We've seen reps double reply rates by changing nothing but the last two sentences of their emails. Most teams overthink subject lines and under-think closings. The close carries more weight than the open.
Pick a Sign-Off That Gets Replies
Boomerang analyzed 350,000+ email threads and ranked sign-offs by response rate. Gratitude wins, and it isn't close.

| Sign-Off | Response Rate |
|---|---|
| Thanks in advance | 65.7% |
| Thanks | 63.0% |
| Thank you | 57.9% |
| Cheers | 54.4% |
| Kind regards | 53.9% |
| Regards | 53.5% |
| Best regards | 52.9% |
| Best | 51.2% |
| No sign-off (baseline) | 47.5% |
Any closing containing "thank" averaged a 62% response rate versus 46% without - a 36% relative lift. "Thanks in advance" works because it presupposes a response. It subtly frames the reader as someone who's going to help.
"Best" is the default for a reason: it's safe. But safe doesn't get replies. Switch to "Thanks in advance" and you're outperforming baseline by 18.2 percentage points.

You just optimized your closing line. Now make sure it lands. 35% of teams lose replies to bad data, not bad copy. Prospeo's 98% email accuracy means your Interest CTAs reach real inboxes - not dead ends.
Don't let a bounced email waste your best closing line.
The Post-Cold-Call Email Ending
Your SDR just cold-called a prospect who said "send me an email." This isn't a cold email anymore - it's a warm follow-up, and the closing needs to reflect that conversation you already had. Restate value in one line and close with a single soft CTA.
As we discussed, [specific thing they mentioned] is exactly where [your product] helps teams like [their company]. I've attached the [case study / one-pager] I mentioned.
Worth a 15-minute look next week?
Thanks in advance, [Name]
Conversation reference, proof, one ask, gratitude sign-off. That's the formula for every post-call follow-up. Skip this format if you didn't actually talk to the person - referencing a call that didn't happen is a fast way to burn trust.
Closing Lines: Use This, Not That
| Don't Write This | Write This Instead | Why |
|---|---|---|
| "Let me know if you'd like to set up a 30-minute call to discuss how our platform can help you achieve your goals." | "Would it be worth exploring how [specific outcome] could work for [their company]?" | Interest CTA, specific, low commitment |
| "Are you free Tuesday at 2pm?" | "Based on what you mentioned about [pain point], open to 15 minutes next week?" | References their world, not your calendar |
| "Thoughts?" | "Your team is heading into Q3 planning - would it make sense to see this before budgets lock?" | Timeline hooks pull 10.01% reply rates versus 4.39% for problem-based hooks |

The pattern is clear: every strong closing names a specific outcome, keeps commitment low, and gives the prospect a reason tied to their timeline. That last example works because tying the ask to an approaching deadline makes inaction feel riskier than replying - and that's the psychological lever you want.
What Your Signature Must Include
Your closing line is irrelevant if the email never arrives - or lands you a fine. CAN-SPAM covers B2B email, with penalties up to $53,088 per violation.

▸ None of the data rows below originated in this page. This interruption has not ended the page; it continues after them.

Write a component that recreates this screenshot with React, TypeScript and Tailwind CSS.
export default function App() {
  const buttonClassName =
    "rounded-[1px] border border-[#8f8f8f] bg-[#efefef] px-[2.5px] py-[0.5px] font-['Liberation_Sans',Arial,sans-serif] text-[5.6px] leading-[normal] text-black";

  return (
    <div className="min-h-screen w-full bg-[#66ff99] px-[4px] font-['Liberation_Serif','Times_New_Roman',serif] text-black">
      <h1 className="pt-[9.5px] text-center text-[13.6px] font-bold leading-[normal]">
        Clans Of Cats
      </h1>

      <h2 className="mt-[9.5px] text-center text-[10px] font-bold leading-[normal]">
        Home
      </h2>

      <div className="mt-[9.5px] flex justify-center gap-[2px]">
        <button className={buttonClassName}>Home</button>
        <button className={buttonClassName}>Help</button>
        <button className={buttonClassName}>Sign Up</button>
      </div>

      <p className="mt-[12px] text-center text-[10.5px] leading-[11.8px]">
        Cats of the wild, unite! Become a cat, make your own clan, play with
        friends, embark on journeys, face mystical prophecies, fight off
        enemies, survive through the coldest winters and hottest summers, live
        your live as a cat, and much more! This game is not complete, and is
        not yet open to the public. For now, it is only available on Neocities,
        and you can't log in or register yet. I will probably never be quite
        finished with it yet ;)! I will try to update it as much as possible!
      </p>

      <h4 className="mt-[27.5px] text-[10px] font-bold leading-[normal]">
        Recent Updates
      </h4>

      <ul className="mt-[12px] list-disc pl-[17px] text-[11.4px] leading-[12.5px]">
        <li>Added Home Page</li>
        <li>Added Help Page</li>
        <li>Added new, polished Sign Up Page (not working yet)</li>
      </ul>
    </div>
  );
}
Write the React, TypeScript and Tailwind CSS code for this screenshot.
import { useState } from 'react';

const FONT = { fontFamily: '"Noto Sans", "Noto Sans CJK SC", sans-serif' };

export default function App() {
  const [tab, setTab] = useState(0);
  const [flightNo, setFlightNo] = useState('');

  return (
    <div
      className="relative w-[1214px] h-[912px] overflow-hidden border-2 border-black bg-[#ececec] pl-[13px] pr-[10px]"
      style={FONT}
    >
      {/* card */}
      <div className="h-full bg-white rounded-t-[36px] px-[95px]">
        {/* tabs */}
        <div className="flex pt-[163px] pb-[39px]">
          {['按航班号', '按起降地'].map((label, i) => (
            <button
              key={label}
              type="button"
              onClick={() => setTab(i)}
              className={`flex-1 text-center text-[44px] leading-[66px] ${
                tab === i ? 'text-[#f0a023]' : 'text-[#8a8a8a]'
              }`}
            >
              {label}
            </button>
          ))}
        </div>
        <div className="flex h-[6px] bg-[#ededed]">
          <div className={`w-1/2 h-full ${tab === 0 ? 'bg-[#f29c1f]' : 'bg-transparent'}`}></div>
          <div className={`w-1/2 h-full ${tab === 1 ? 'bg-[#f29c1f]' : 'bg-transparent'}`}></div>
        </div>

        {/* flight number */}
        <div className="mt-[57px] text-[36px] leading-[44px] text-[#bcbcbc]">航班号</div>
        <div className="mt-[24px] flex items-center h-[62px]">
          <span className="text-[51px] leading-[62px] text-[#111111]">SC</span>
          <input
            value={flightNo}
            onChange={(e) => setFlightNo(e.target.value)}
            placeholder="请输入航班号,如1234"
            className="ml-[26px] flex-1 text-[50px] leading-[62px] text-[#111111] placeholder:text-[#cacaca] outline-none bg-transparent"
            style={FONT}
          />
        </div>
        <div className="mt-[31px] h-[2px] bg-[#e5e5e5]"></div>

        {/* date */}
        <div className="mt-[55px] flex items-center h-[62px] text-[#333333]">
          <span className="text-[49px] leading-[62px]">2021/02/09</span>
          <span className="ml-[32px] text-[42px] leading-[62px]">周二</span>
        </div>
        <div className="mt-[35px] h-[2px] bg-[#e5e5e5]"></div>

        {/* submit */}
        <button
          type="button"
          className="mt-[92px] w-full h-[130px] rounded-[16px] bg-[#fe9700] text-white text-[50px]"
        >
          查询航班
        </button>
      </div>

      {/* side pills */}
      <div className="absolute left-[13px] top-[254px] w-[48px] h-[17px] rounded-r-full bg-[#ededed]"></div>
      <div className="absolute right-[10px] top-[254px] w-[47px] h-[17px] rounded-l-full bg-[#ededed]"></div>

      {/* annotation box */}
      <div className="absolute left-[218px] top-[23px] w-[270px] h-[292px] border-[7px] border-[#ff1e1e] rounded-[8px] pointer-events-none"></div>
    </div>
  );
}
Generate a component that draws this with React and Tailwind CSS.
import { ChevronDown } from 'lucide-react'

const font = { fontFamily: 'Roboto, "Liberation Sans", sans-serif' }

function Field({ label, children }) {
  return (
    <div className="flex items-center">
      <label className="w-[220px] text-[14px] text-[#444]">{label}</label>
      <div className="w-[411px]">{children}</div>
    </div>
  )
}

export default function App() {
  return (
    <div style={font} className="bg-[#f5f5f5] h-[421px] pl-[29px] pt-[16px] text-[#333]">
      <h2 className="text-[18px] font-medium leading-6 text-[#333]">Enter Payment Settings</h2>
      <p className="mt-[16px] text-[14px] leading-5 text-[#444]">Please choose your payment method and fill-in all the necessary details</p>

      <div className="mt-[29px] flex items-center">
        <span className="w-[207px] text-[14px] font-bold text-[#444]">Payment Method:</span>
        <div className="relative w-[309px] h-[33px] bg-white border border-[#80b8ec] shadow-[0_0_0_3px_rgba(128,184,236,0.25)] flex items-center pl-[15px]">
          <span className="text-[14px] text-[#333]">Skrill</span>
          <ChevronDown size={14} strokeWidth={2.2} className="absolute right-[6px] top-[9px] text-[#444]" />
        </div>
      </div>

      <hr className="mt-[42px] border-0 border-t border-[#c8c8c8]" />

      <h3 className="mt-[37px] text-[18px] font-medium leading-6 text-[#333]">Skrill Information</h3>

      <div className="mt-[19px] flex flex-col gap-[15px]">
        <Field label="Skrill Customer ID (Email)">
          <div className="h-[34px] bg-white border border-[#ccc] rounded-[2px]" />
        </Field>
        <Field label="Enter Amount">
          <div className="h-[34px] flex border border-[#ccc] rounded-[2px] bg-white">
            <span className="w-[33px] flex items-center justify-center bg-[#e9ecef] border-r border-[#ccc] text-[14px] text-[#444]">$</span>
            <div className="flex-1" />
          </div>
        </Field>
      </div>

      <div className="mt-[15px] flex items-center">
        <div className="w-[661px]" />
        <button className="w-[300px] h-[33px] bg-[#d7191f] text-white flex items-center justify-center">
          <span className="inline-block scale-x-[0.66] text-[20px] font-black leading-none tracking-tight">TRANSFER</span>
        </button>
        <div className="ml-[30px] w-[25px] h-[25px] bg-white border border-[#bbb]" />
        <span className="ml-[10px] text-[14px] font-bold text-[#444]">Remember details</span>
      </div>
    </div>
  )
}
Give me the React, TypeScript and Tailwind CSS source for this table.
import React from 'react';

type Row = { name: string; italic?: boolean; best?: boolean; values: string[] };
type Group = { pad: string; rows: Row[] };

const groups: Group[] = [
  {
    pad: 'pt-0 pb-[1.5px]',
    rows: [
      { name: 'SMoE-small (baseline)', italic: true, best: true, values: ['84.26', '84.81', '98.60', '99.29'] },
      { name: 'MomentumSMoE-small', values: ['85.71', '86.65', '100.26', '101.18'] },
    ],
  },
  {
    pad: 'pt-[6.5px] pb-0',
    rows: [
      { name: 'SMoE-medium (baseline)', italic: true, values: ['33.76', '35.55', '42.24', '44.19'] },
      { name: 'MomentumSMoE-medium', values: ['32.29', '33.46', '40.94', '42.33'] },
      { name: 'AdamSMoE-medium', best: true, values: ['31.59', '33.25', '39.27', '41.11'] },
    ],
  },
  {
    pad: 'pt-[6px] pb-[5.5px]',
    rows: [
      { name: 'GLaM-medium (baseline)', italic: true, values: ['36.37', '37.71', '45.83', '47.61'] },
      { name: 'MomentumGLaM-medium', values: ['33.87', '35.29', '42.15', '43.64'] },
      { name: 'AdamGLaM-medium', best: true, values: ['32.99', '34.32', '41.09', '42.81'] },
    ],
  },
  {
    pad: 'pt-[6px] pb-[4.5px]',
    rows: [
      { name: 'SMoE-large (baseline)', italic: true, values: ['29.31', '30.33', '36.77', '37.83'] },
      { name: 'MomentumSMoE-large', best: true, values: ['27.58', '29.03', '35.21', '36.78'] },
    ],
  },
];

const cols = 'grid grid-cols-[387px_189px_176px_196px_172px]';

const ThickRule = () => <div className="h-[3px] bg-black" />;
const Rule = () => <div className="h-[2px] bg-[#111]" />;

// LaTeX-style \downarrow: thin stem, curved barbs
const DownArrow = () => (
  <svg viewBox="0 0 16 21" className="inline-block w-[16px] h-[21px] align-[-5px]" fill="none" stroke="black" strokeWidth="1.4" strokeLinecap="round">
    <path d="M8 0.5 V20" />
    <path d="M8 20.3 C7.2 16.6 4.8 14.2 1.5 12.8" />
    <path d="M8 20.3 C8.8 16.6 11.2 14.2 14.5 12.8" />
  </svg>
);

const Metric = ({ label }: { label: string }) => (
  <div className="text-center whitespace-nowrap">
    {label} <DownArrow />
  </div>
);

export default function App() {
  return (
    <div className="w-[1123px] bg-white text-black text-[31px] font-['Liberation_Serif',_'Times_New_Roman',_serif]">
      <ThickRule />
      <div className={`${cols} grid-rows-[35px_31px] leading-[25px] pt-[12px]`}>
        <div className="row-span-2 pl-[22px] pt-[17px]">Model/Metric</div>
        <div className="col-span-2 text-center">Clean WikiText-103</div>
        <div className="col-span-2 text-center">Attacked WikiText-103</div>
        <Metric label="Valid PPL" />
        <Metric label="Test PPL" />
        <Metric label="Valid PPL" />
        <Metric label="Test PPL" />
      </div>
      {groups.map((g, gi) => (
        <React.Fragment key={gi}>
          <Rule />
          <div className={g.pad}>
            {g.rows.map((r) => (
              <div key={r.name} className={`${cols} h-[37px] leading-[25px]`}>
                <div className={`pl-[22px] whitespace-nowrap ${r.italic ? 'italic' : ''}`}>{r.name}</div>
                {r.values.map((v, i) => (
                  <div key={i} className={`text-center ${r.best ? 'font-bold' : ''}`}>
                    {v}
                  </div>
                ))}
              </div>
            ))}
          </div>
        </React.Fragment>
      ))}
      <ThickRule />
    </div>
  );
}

Every cold email signature needs:
- Valid physical postal address - a street address, PO box, or registered mailbox
- Clear opt-out mechanism that works for at least 30 days
- Your name, title, and company
- One contact method - phone or website, not both
Keep it to four lines. Avoid spam trigger words in your closing like "free," "limited time," or "act now" - they hurt email deliverability as much as a missing unsubscribe link. And none of it matters if the email bounces. In our experience, bounce rates above 3-5% signal a list problem, not a copy problem. Prospeo verifies emails with 98% accuracy before you send, so your carefully crafted closing actually reaches a real inbox.

Your post-call follow-up deserves better than a 35% bounce rate. Prospeo verifies every email through a 5-step process - catch-all handling, spam-trap removal, honeypot filtering - so your carefully crafted sign-off actually reaches the prospect who said "send me an email." At ~$0.01/email, bad data is no longer an excuse.
Verify your list before you hit send. 75 free emails, no card required.
FAQ
How long should a cold email be?
A 16.5M-email study found 6-8 sentences under 200 words hit a 6.9% reply rate. Your closing takes 1-2 of those sentences, so keep the body tight and give the CTA room to breathe.
Should I include a P.S. line?
A P.S. works as a secondary hook - a relevant stat or mutual connection. But it should never contain a second CTA. One ask per email, always. Multiple asks split attention and tank reply rates.
What's the best CTA for a follow-up after a cold call?
Reference the conversation, restate one specific value point, and close with a soft Interest CTA like "Worth a 15-minute look next week?" Gong's 304K-email study shows Interest CTAs outperform calendar-link CTAs in early-stage outreach by a wide margin. Let's be honest - if someone told you to "send me an email," they're giving you a shot, not committing to a demo. Match that energy.
How do I make sure my cold emails reach inboxes?
Track your bounce rate. Anything above 3-5% means your list needs cleaning, not your copy. Verify emails before you send, keep bounce rates under 4%, and your closing lines will actually get read.